— begin Entries shown —

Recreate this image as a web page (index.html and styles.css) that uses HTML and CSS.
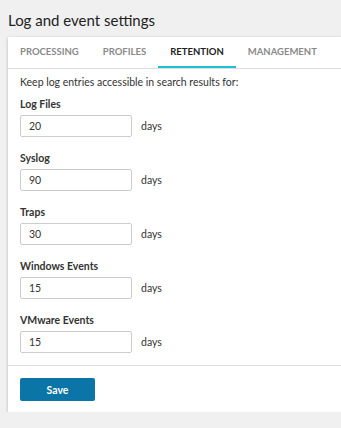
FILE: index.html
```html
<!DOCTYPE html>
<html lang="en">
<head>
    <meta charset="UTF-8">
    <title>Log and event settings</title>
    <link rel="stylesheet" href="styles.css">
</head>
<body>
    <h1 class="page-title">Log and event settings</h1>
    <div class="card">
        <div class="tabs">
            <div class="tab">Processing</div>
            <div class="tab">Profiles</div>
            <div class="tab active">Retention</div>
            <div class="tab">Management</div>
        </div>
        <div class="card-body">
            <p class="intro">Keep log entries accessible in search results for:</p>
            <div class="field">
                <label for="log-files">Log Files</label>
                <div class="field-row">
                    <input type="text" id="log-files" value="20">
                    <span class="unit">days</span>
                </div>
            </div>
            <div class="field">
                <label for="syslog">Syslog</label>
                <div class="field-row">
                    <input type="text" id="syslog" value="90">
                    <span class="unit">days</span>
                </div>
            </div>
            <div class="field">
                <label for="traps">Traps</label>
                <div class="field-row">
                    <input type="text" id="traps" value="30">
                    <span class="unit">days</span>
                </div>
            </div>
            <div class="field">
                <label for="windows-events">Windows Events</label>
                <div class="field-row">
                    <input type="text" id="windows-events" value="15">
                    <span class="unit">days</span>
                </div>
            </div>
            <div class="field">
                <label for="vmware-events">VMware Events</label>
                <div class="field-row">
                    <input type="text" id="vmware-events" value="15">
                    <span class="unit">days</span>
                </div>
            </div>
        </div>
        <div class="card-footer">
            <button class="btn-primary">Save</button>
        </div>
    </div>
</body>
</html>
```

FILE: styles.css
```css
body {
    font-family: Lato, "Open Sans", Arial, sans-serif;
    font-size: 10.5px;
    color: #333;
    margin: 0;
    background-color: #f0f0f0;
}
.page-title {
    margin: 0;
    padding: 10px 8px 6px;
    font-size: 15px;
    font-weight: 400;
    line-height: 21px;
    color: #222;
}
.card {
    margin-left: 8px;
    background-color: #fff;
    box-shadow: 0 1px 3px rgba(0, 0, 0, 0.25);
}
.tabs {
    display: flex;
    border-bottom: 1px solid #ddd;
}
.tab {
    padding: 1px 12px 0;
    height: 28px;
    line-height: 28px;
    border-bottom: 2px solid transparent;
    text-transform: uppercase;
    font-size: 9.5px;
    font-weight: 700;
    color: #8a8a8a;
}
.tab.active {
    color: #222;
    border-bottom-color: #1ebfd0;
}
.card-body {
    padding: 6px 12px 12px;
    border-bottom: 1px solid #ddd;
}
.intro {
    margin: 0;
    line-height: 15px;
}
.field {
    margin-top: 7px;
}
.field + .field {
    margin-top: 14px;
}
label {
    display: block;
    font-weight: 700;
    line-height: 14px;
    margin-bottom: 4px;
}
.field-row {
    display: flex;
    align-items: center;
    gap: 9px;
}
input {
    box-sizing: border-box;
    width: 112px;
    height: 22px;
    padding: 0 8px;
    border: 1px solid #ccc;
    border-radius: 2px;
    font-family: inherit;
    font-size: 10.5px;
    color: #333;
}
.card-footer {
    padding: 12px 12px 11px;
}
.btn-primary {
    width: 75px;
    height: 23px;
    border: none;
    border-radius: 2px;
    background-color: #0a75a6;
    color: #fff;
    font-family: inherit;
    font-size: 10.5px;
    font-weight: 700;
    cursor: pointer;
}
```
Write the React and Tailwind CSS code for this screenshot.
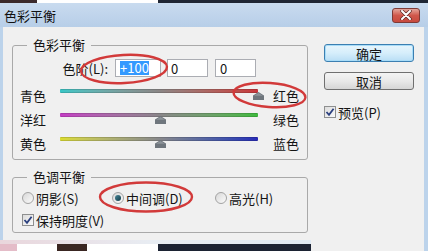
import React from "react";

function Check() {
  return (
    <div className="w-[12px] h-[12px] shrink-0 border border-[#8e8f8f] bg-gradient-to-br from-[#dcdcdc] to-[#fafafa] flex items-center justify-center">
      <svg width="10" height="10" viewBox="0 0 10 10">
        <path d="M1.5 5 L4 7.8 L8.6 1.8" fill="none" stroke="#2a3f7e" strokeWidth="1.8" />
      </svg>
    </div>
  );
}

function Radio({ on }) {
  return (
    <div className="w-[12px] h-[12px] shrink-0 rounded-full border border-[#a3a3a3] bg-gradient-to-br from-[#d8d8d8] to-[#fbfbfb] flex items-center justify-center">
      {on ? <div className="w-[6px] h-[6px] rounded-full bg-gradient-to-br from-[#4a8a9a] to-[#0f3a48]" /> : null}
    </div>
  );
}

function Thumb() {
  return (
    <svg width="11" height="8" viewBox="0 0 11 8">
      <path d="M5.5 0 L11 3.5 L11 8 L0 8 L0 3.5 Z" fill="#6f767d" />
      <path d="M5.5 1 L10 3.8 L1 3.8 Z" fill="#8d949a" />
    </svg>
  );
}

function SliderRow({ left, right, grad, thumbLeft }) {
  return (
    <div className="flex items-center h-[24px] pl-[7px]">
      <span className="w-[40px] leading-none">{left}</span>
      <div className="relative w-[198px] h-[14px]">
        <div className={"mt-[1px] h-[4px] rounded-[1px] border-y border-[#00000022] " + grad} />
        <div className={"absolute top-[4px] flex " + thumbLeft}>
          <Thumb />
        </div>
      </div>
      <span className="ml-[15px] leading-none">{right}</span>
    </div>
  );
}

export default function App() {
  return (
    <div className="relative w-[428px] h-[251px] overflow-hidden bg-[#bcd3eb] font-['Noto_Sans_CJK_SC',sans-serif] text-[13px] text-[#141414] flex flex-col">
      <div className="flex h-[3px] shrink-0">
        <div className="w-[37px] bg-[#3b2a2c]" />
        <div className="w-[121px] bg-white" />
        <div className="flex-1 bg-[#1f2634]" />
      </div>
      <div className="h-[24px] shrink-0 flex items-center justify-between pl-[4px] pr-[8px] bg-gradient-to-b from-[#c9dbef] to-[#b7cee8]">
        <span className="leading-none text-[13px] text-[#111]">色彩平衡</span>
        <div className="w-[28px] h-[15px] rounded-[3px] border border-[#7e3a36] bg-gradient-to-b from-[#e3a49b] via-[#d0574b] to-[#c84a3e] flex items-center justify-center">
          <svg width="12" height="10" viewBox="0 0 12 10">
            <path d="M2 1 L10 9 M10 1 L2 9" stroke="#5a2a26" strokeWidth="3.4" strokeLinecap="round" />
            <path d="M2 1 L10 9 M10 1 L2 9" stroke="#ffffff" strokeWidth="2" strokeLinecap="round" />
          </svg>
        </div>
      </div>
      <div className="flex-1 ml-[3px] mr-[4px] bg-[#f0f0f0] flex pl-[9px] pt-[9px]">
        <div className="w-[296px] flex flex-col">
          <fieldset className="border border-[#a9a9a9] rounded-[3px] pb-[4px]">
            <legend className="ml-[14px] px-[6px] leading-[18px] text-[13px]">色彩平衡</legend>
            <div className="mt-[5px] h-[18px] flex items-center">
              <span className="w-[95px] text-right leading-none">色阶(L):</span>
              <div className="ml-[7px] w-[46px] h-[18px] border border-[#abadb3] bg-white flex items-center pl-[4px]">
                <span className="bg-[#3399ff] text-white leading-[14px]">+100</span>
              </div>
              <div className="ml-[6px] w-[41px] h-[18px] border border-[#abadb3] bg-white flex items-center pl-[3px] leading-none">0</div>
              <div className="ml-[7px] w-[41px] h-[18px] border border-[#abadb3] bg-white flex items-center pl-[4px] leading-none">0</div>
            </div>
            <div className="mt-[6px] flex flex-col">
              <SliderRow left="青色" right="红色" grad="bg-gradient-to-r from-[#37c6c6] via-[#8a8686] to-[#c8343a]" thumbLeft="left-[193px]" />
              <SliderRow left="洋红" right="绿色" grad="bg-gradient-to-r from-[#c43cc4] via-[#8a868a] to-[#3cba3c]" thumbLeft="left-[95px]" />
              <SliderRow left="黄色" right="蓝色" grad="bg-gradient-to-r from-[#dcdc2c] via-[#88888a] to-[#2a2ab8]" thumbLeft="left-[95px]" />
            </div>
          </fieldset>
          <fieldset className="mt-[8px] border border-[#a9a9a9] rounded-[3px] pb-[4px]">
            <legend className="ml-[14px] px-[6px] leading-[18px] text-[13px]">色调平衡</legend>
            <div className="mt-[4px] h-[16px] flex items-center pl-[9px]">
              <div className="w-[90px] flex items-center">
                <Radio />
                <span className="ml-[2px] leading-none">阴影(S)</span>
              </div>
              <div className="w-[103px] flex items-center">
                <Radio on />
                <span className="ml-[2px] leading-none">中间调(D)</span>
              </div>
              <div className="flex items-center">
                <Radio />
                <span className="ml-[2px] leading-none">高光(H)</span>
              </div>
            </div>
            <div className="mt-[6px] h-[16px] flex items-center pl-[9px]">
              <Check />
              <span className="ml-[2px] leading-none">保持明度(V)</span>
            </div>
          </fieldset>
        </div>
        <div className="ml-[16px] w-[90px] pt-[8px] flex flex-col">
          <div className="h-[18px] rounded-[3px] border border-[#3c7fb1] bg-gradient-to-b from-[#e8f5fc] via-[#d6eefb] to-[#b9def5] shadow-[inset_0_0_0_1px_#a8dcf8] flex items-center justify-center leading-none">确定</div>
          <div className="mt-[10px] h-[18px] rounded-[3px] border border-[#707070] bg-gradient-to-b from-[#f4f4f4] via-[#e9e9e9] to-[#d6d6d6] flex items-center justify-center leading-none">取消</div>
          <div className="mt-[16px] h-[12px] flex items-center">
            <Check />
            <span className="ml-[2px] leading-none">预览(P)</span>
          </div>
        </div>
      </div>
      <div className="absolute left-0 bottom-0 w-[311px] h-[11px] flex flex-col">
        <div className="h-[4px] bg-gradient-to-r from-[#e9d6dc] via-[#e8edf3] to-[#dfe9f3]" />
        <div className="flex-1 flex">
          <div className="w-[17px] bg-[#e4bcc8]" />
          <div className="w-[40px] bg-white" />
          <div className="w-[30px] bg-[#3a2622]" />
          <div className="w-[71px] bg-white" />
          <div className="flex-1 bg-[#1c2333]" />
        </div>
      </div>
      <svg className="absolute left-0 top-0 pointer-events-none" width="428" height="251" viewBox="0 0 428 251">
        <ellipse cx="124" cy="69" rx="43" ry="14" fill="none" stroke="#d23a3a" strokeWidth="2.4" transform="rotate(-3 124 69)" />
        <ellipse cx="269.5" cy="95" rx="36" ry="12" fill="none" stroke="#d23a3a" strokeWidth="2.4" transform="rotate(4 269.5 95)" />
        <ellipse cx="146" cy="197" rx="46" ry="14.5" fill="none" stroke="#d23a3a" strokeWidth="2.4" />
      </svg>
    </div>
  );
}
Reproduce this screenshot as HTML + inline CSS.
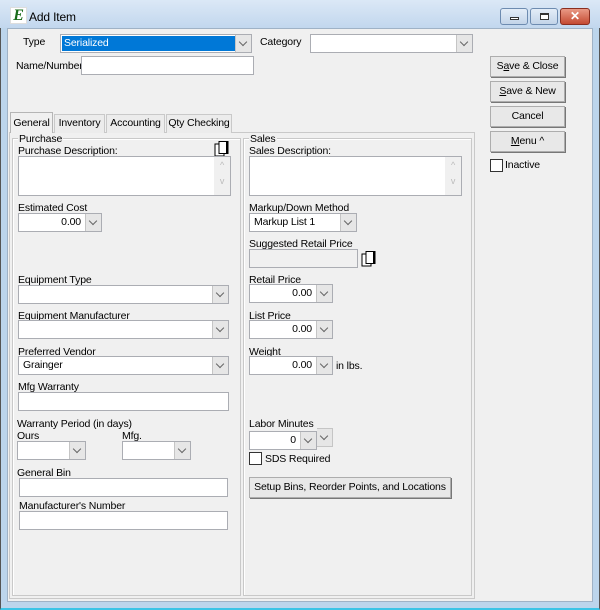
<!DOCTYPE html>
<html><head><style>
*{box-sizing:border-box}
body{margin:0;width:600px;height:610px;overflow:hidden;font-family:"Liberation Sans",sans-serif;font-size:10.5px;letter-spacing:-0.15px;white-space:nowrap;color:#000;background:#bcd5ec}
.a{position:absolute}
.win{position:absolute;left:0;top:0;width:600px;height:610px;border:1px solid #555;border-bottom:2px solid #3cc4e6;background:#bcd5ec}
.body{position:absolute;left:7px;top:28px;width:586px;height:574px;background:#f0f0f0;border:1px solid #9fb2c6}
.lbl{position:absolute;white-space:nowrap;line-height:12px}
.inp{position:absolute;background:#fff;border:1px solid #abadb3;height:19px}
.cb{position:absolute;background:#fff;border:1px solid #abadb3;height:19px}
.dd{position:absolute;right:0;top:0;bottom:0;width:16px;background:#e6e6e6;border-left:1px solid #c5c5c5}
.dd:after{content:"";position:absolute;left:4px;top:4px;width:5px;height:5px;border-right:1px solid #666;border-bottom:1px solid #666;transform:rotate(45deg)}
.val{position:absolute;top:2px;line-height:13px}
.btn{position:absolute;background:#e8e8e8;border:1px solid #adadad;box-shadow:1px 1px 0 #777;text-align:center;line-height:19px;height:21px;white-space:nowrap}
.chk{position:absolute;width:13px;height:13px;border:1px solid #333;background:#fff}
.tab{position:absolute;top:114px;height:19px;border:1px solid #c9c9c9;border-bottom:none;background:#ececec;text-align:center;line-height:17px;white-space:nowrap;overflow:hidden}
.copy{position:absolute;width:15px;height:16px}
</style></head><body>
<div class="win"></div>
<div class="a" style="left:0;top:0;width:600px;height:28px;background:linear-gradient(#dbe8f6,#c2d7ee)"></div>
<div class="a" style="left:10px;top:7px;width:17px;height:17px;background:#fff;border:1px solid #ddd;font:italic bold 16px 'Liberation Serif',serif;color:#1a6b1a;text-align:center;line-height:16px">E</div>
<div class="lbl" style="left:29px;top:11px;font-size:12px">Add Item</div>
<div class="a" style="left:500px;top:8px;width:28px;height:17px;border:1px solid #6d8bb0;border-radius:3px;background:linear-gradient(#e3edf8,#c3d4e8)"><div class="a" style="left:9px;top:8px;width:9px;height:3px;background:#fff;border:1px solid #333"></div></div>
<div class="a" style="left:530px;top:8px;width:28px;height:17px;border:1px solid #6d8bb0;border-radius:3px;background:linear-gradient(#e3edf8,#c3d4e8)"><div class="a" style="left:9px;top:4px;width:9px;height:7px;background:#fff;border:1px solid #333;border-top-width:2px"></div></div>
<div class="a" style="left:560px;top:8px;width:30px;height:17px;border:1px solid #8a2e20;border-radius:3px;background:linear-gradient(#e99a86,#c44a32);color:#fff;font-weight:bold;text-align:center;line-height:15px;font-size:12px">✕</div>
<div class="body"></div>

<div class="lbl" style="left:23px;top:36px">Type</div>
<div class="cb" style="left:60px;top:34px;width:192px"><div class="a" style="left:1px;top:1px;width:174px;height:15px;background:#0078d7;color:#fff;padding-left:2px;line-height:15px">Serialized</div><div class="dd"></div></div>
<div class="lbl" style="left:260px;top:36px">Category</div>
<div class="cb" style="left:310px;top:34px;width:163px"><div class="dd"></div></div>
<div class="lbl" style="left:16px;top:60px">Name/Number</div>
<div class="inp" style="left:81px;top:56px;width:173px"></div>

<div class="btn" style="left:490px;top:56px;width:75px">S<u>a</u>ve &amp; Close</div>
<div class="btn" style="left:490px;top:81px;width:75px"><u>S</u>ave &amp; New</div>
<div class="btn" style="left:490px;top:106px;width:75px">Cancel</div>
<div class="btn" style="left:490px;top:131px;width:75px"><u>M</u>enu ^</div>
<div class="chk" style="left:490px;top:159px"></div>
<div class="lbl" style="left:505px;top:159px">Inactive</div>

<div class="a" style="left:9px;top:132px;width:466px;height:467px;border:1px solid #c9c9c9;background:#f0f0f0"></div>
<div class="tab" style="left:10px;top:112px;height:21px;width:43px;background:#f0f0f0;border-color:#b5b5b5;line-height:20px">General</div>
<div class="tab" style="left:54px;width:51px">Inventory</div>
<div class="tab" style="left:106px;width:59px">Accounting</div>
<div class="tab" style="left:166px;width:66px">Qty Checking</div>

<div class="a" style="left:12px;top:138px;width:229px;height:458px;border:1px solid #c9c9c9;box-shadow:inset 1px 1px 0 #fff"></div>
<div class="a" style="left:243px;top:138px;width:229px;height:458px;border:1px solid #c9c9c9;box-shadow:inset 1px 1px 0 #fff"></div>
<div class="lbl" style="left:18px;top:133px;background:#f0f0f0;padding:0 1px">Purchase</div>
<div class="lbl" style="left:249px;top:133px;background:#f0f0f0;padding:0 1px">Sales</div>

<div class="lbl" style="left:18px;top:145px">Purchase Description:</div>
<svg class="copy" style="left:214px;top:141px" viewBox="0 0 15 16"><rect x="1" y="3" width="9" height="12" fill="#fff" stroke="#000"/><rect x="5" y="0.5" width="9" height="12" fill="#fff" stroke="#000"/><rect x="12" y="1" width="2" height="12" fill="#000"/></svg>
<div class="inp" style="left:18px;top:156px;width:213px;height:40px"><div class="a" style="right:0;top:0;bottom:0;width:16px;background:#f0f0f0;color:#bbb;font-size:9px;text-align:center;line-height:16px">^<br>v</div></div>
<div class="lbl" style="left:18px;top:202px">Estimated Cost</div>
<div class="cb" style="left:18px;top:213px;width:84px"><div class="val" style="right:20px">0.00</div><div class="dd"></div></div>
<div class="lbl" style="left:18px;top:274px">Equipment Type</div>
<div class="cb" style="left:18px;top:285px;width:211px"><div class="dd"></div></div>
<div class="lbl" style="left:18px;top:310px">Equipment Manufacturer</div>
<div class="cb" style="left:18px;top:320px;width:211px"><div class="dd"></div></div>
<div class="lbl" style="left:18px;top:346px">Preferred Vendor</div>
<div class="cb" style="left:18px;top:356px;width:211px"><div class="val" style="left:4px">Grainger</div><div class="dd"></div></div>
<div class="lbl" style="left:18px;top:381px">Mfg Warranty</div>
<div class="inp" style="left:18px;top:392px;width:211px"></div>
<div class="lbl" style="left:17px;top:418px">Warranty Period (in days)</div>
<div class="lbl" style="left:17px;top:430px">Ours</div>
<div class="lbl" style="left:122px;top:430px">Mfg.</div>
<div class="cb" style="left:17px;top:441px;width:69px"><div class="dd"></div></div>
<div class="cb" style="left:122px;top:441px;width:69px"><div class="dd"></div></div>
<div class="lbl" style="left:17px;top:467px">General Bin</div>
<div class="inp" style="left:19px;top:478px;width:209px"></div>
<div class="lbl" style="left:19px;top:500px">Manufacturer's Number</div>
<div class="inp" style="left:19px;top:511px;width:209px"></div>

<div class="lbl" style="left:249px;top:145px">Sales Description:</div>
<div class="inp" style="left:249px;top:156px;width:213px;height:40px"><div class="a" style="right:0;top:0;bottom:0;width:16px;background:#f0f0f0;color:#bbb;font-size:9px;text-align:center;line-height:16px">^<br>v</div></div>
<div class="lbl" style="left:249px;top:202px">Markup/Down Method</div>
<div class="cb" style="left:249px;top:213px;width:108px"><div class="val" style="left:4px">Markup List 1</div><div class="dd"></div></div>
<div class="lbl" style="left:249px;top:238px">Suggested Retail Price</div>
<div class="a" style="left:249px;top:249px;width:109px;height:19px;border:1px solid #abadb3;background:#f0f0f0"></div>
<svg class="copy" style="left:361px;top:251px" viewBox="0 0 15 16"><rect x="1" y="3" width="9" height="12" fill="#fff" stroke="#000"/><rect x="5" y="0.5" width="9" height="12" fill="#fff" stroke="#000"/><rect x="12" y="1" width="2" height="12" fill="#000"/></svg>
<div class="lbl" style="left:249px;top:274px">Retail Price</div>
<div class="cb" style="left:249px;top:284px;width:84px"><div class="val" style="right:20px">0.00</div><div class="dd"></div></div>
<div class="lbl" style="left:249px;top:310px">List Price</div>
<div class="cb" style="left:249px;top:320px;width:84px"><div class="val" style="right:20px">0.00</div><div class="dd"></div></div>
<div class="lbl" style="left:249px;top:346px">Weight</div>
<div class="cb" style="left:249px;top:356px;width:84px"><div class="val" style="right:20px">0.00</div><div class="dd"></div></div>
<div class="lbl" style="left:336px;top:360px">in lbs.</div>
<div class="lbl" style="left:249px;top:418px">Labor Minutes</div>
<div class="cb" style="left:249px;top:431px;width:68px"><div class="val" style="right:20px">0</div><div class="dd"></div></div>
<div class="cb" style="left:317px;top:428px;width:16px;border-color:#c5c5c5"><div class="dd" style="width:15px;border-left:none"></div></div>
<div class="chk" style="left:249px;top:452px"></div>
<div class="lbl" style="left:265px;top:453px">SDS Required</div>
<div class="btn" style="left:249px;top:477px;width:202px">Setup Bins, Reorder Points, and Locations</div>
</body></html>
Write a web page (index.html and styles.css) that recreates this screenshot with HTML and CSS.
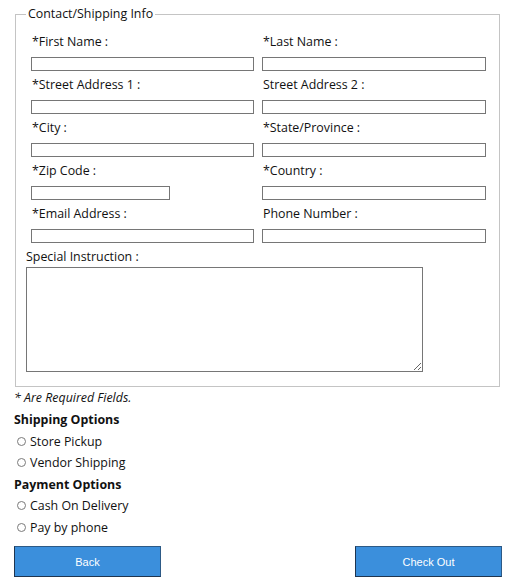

— end Entries shown —

Search the entries for the word "screenshot" and gather every line where it appears.

Write the React and Tailwind CSS code for this screenshot.
Reproduce this screenshot as HTML + inline CSS.
Write a web page (index.html and styles.css) that recreates this screenshot with HTML and CSS.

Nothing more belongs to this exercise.